What the exercise asks
Every line that holds the string "screenshot" is to be identified and copied.

** Start Provided material **

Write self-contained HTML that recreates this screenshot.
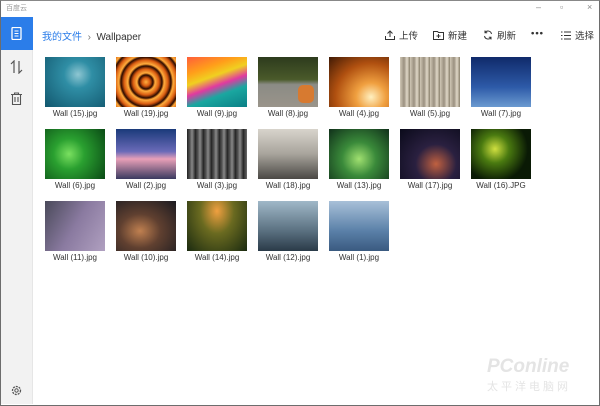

** End Provided material **
** Start Provided material **

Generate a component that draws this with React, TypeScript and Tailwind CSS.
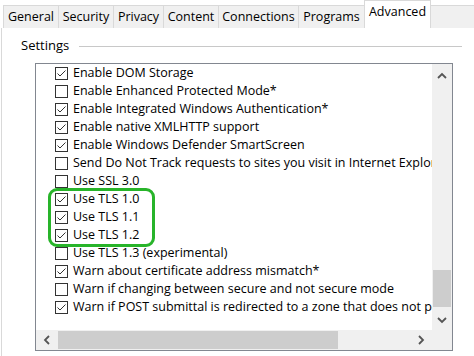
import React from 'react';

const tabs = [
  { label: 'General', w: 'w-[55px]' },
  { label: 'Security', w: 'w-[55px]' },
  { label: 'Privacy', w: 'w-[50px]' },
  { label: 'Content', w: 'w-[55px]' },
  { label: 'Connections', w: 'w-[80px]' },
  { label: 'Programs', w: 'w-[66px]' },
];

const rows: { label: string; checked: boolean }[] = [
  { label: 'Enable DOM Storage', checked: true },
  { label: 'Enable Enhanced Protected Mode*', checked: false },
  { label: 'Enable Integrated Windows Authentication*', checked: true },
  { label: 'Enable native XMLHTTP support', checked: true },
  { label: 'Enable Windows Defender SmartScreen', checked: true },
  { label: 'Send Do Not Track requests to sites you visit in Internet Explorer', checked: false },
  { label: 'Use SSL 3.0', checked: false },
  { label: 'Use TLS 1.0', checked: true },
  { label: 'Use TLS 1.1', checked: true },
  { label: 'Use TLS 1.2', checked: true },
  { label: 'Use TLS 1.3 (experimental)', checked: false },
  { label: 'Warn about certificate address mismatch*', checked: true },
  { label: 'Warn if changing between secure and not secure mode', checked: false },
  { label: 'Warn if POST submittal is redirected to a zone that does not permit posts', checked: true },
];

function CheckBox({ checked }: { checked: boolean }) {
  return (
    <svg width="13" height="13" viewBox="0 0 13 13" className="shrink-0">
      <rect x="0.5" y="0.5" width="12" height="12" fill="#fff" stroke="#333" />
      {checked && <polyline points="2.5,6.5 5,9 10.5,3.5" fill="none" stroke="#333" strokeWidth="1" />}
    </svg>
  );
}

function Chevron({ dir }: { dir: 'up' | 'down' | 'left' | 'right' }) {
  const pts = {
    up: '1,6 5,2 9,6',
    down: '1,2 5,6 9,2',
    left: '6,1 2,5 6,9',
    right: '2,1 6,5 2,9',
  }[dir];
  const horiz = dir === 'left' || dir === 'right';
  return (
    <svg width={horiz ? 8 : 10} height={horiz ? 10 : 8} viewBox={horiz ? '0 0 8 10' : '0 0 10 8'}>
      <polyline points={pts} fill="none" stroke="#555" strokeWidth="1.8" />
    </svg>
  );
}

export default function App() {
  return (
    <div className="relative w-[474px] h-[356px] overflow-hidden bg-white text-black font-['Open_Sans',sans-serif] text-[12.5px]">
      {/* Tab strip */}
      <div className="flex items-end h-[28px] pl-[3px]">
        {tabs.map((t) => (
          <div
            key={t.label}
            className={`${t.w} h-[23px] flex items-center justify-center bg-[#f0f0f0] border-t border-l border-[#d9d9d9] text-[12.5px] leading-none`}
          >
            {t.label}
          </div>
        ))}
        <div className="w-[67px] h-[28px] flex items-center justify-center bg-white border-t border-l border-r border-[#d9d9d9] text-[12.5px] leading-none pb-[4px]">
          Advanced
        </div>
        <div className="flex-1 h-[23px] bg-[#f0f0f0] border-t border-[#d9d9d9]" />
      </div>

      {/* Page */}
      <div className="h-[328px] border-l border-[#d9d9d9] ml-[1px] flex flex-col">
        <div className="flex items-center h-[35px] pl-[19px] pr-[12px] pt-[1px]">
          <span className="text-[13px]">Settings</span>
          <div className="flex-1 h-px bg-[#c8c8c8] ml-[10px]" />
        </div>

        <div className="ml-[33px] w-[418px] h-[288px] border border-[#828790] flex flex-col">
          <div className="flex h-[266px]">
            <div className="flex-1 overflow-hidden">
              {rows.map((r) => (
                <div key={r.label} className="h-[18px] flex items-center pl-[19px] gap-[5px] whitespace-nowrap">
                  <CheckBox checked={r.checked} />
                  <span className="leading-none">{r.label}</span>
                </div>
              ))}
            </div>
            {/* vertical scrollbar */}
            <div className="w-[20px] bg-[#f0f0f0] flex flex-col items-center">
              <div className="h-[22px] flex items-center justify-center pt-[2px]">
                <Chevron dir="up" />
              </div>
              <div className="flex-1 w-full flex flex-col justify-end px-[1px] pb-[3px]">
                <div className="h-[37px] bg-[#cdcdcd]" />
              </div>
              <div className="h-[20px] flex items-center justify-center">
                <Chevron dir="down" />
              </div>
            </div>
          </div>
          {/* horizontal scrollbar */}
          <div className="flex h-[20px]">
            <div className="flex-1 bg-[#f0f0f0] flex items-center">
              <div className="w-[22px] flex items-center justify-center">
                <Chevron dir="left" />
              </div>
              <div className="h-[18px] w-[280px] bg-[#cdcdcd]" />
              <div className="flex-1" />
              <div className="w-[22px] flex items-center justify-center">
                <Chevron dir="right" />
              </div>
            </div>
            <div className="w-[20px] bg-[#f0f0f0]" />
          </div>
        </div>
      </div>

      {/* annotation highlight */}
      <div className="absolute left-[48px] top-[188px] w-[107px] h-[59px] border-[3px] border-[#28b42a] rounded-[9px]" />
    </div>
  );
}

** End Provided material **
** Start Provided material **

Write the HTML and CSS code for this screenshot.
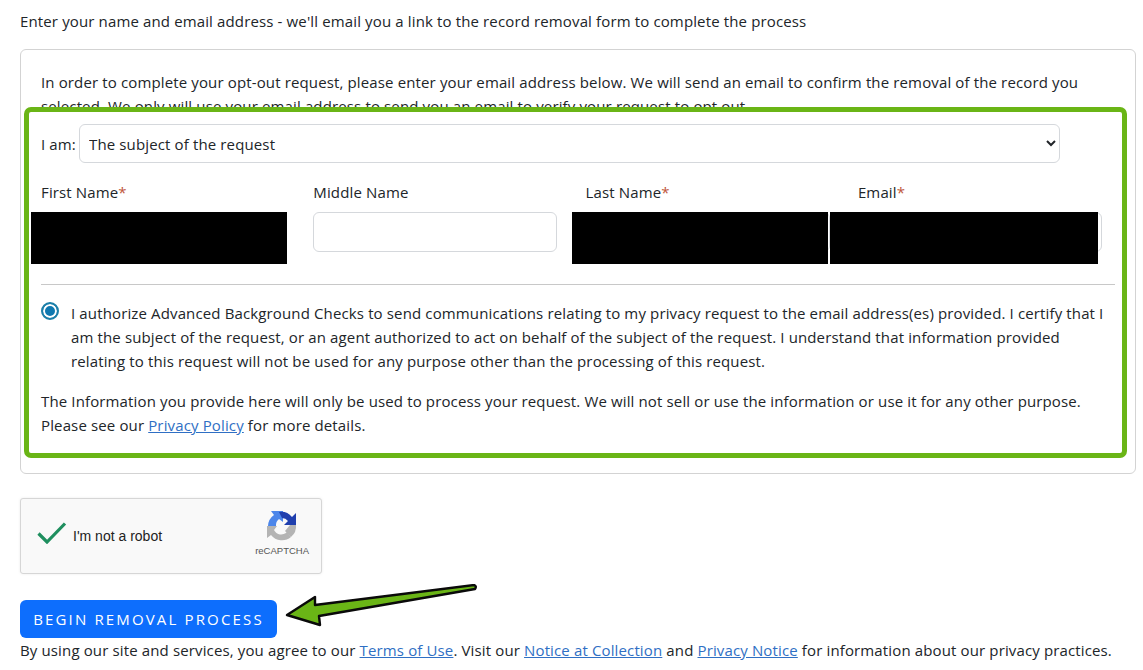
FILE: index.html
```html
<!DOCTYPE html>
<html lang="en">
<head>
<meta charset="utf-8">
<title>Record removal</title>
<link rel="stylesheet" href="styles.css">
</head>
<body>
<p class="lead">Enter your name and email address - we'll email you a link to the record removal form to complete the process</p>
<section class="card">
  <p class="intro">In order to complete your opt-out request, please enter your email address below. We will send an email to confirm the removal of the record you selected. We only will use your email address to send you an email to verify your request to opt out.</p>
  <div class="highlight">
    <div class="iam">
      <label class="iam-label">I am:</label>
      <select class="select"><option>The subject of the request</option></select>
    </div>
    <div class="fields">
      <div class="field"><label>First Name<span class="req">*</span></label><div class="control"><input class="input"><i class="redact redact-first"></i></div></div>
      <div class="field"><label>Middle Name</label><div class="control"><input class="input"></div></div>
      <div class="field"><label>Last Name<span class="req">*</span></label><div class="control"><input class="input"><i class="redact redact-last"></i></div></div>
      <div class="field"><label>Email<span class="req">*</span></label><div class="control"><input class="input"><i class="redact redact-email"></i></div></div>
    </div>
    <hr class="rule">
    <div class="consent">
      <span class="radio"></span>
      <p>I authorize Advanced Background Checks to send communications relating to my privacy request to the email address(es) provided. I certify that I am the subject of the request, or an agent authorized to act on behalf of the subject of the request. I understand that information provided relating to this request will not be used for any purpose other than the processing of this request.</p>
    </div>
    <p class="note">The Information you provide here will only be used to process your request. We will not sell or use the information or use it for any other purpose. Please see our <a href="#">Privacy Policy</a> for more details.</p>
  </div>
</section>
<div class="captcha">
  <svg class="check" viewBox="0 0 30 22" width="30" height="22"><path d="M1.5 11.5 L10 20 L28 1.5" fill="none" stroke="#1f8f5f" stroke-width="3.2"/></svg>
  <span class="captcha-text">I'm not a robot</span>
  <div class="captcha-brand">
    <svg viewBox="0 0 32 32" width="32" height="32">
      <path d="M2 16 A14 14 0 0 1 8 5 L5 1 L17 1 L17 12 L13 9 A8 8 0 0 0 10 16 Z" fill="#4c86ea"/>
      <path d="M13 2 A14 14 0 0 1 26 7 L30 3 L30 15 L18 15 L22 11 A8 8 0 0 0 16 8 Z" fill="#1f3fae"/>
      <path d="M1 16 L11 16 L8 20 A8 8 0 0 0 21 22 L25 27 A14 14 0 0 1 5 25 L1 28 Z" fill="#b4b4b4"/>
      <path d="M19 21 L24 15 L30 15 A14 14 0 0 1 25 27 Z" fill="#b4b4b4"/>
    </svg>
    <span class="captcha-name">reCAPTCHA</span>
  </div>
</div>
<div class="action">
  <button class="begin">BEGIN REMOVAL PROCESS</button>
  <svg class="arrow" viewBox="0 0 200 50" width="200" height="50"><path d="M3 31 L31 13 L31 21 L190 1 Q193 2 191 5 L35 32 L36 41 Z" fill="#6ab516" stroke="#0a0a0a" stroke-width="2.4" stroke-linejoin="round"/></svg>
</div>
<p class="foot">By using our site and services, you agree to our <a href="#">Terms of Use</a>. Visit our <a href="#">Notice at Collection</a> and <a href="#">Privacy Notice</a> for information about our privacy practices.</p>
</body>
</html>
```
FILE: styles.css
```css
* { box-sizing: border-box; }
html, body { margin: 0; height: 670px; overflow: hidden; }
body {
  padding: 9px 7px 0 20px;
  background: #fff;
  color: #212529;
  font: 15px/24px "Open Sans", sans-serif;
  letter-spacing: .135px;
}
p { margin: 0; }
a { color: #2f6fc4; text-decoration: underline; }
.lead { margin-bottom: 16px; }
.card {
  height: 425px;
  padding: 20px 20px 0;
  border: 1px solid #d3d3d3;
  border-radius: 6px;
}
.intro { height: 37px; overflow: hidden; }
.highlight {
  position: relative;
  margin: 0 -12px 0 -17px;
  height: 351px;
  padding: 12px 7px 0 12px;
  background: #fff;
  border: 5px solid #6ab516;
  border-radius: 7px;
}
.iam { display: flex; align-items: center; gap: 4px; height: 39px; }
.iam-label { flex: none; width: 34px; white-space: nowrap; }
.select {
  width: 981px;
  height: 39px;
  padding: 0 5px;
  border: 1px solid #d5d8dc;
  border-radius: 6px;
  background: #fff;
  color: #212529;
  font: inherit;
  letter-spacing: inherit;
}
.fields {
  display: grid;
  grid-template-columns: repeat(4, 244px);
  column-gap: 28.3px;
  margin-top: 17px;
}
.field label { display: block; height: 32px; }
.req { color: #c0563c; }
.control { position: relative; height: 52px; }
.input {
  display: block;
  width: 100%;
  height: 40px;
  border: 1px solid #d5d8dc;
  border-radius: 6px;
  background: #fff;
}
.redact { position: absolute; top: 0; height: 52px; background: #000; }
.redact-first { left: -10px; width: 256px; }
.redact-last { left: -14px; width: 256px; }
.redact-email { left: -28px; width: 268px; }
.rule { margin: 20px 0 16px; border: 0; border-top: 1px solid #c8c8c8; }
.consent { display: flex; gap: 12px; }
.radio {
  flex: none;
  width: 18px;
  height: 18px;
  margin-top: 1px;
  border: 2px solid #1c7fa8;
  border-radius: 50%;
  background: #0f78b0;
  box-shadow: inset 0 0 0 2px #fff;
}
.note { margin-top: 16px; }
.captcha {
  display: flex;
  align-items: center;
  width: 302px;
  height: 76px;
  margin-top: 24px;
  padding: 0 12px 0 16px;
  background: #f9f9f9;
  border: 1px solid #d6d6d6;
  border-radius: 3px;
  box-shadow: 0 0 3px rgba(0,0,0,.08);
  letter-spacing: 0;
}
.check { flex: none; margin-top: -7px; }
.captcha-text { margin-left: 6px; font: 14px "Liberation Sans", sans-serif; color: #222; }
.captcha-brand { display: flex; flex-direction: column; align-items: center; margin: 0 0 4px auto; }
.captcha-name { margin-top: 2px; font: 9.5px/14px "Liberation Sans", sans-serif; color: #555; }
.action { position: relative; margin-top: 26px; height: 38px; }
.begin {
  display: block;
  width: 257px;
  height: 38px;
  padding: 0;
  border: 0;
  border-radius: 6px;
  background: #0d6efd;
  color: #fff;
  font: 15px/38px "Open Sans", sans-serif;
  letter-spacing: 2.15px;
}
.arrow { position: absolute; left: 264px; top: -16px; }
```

** End Provided material **

Problem solution
Write self-contained HTML that recreates this screenshot.
Write the HTML and CSS code for this screenshot.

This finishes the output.